_What is being asked_
Repeat the material exactly from its first line to the line that includes "type Quad = [Pt, Pt, Pt, Pt];". Skip pictures.

--- BEGIN Listing ---

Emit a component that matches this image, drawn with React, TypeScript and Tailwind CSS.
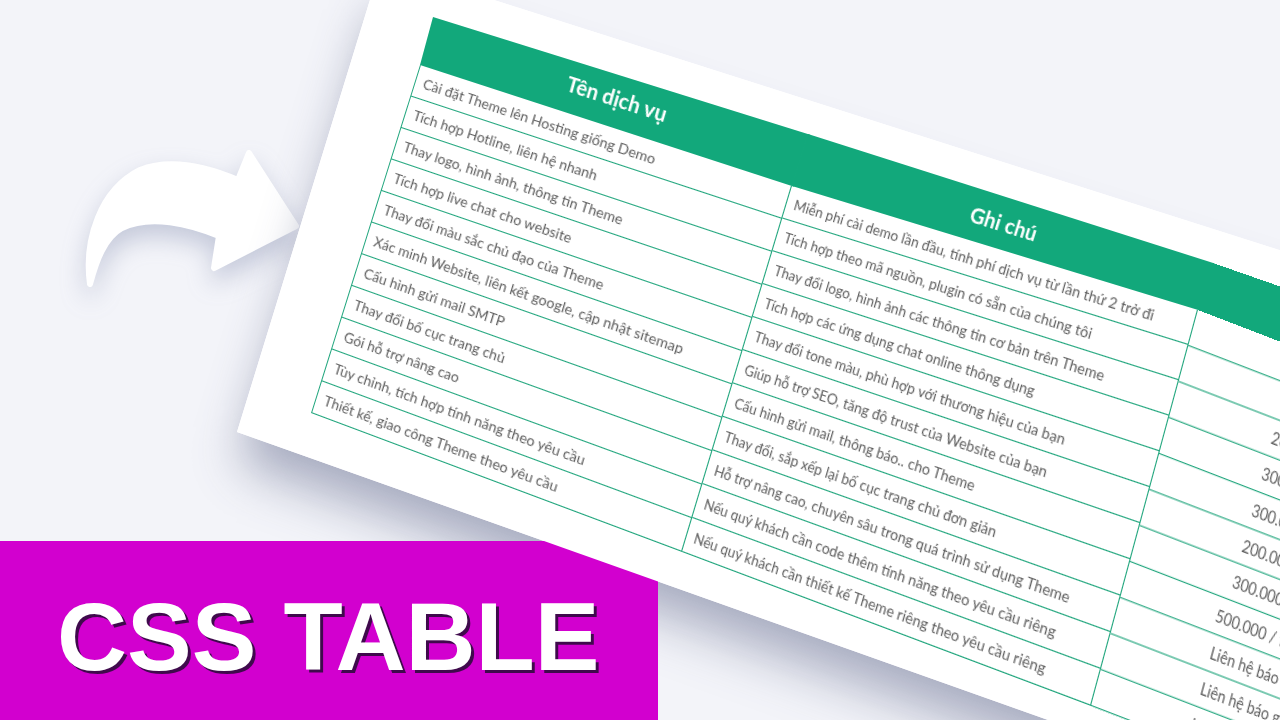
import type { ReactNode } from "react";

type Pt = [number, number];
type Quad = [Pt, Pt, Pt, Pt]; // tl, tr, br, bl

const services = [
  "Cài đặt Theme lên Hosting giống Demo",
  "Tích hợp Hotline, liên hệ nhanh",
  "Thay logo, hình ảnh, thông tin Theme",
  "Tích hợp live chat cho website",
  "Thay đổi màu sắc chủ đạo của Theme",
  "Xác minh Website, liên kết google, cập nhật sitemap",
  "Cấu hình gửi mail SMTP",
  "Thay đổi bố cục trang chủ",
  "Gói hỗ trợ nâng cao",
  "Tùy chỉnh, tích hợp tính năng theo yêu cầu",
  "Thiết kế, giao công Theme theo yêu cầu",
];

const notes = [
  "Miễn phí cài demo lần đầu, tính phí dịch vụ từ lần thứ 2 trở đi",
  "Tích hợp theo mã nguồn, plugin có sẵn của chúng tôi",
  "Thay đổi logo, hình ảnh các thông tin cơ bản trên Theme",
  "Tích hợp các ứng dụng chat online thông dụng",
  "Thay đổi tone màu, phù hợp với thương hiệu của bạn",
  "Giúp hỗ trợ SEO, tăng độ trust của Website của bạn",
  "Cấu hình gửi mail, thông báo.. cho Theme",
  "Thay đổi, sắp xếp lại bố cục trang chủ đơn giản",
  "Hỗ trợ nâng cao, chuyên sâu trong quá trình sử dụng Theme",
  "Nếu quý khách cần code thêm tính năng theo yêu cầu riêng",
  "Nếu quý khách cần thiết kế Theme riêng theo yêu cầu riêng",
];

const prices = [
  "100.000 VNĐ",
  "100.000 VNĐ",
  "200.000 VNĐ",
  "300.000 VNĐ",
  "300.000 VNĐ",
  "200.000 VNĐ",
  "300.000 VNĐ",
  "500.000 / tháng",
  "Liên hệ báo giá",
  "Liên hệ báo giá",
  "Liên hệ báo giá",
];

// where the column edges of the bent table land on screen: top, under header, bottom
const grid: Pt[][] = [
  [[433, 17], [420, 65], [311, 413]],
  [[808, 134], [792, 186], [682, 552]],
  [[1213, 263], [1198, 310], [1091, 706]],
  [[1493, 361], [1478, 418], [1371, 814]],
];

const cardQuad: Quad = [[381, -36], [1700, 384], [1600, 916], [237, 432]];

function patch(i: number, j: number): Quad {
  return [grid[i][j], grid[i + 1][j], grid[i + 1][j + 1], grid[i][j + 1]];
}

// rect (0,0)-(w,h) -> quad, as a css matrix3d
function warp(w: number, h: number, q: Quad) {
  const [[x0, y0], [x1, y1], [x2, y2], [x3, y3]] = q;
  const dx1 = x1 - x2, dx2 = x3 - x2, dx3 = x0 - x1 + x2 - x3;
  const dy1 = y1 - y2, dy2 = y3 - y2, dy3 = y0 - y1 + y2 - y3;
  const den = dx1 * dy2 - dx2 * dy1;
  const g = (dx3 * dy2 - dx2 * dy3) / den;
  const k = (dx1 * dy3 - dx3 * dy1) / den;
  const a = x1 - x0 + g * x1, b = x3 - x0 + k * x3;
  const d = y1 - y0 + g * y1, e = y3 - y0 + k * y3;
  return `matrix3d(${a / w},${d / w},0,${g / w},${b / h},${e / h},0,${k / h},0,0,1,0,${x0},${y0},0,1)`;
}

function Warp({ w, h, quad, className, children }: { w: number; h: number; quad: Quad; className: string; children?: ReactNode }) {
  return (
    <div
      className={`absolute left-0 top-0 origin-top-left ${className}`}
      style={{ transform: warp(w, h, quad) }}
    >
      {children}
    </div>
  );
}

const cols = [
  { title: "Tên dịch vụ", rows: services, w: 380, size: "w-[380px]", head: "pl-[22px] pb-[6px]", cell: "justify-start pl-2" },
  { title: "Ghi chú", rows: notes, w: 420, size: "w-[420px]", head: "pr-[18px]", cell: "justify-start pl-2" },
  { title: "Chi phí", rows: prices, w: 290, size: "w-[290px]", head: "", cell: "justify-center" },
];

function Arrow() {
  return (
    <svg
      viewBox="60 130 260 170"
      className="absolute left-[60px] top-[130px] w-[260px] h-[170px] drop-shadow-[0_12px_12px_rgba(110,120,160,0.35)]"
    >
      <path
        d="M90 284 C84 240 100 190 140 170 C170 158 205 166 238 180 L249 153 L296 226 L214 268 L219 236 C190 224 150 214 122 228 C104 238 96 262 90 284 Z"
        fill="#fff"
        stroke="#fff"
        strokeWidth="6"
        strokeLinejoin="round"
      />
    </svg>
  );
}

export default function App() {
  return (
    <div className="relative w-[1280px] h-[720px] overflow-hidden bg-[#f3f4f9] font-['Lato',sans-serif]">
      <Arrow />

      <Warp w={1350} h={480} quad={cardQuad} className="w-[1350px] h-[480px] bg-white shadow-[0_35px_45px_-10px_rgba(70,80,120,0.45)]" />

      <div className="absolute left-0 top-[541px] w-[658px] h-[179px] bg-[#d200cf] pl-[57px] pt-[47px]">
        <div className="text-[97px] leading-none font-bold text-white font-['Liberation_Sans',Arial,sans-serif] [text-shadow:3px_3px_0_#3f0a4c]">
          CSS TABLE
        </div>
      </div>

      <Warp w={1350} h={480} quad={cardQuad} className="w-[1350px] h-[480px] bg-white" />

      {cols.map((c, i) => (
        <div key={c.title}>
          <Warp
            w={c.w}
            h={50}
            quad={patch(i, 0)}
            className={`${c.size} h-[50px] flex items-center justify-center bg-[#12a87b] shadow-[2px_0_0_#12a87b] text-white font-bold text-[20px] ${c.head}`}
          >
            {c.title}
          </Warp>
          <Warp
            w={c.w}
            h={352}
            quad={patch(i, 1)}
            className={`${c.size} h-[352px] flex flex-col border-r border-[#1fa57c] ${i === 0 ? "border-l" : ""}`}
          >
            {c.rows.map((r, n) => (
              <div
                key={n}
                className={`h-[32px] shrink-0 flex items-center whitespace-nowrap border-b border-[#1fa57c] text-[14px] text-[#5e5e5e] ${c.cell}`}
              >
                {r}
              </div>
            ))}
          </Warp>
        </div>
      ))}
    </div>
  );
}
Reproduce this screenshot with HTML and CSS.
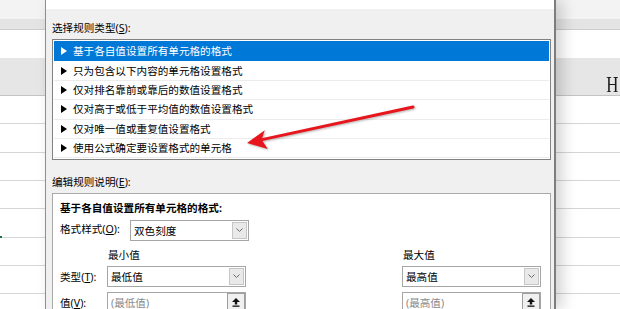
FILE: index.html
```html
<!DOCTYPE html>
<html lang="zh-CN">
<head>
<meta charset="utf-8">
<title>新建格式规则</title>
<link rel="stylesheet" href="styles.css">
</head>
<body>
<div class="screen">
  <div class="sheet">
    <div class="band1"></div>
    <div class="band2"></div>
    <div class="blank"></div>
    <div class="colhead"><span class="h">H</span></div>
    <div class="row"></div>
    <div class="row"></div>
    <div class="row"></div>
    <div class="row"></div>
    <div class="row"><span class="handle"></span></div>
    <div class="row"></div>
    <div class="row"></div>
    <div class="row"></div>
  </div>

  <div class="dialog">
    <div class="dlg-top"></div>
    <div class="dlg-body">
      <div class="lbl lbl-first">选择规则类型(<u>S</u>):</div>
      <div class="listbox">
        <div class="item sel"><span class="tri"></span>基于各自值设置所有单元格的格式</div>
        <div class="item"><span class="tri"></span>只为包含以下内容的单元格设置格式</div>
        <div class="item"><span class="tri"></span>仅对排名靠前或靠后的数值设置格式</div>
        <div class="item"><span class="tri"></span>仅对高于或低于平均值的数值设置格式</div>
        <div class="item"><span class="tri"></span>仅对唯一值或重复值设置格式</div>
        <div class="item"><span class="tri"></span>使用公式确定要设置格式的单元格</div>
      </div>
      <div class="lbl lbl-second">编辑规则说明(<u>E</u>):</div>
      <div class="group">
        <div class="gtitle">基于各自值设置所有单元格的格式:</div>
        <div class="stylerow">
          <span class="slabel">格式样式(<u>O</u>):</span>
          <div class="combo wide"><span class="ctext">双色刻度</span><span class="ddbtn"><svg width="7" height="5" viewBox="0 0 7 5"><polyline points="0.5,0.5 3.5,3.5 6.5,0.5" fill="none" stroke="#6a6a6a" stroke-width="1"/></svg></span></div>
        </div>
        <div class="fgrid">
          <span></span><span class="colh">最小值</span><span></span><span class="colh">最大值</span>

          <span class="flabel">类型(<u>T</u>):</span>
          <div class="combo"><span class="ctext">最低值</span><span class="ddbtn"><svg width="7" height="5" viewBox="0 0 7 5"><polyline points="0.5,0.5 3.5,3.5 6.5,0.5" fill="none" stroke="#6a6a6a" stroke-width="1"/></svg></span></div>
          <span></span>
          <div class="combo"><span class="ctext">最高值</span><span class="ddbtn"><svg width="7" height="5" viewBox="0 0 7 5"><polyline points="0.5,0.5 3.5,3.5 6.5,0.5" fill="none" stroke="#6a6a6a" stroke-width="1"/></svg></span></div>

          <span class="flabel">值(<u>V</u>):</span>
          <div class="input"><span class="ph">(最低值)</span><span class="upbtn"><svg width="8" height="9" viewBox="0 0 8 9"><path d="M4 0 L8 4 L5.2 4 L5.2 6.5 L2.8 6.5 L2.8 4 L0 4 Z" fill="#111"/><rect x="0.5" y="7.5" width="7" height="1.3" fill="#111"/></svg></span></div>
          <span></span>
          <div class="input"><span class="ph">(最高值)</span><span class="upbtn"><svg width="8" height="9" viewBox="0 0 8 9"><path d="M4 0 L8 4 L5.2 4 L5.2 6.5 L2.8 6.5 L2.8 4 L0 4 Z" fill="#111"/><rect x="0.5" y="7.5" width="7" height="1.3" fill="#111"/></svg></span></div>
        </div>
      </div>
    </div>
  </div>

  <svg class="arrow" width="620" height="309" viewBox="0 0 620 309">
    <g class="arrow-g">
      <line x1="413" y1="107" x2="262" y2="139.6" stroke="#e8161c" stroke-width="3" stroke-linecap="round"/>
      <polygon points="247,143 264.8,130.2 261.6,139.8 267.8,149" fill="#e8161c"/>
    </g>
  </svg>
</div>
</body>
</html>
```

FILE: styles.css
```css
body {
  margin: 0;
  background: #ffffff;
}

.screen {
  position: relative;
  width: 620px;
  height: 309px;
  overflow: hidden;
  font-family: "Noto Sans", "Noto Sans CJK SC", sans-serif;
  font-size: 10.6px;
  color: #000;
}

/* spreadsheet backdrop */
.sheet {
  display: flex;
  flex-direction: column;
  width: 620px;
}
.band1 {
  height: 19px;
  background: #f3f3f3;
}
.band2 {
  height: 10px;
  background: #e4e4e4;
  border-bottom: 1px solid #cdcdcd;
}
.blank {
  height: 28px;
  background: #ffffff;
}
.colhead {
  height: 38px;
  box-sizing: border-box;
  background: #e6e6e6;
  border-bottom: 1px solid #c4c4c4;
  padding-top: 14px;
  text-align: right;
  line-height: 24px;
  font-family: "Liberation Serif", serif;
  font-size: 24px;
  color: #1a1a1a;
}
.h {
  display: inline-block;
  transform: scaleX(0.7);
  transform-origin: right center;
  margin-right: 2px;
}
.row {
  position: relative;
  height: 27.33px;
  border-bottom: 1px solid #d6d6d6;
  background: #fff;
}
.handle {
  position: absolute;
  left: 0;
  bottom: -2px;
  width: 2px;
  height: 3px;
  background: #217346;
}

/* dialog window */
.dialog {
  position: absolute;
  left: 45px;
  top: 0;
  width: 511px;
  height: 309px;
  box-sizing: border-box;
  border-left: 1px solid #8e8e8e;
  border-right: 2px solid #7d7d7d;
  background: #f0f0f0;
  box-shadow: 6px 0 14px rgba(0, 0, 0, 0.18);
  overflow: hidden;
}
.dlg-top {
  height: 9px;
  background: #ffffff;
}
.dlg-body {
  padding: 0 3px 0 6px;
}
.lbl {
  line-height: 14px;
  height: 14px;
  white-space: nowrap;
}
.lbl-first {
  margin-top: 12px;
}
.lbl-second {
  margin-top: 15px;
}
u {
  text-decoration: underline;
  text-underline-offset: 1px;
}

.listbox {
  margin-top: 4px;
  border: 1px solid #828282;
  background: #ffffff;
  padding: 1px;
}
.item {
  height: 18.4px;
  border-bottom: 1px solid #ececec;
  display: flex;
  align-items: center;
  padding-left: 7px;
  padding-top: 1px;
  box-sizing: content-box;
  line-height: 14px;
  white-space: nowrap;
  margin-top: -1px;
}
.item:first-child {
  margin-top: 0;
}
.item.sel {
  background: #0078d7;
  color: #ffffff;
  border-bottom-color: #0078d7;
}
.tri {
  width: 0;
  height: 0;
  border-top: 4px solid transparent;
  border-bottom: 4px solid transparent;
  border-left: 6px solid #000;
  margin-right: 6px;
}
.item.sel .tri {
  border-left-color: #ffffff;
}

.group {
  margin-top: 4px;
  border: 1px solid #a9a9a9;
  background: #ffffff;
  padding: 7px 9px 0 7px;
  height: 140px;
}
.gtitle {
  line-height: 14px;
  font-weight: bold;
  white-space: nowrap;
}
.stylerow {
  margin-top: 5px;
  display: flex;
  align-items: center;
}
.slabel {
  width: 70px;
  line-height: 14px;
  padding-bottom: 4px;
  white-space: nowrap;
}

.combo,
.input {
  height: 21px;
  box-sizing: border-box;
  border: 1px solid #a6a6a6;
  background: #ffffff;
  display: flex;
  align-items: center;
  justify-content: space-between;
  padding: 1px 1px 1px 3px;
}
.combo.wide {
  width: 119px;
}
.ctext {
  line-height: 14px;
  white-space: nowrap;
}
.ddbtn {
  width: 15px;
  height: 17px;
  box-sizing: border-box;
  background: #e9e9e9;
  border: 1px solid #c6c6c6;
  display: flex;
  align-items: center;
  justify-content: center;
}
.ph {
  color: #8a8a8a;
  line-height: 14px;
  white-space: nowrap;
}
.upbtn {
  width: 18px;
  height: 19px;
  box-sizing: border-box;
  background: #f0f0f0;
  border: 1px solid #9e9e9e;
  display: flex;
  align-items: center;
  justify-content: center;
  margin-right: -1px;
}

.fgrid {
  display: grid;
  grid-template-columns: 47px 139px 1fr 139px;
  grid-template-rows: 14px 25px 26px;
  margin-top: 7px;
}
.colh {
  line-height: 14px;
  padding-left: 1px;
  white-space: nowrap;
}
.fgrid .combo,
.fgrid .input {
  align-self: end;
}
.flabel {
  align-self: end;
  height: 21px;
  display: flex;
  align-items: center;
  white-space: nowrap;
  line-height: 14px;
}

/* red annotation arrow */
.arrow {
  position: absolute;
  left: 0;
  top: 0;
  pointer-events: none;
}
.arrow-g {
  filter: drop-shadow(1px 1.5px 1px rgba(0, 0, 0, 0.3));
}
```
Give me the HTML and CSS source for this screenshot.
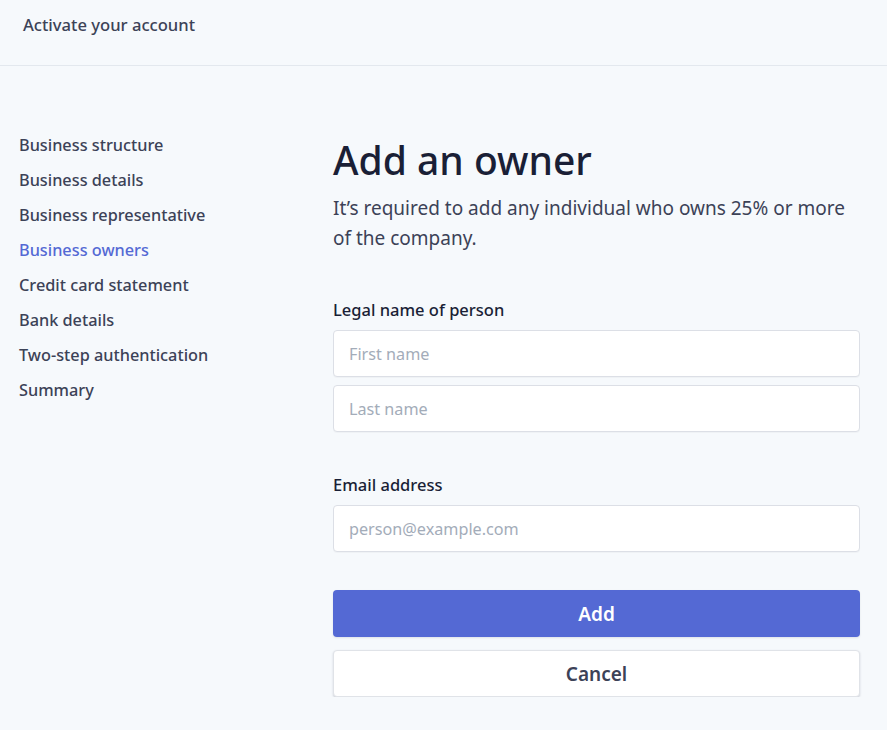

--- END Listing ---

_Final answer_
Emit a component that matches this image, drawn with React, TypeScript and Tailwind CSS.
import type { ReactNode } from "react";

type Pt = [number, number];
type Quad = [Pt, Pt, Pt, Pt]; // tl, tr, br, bl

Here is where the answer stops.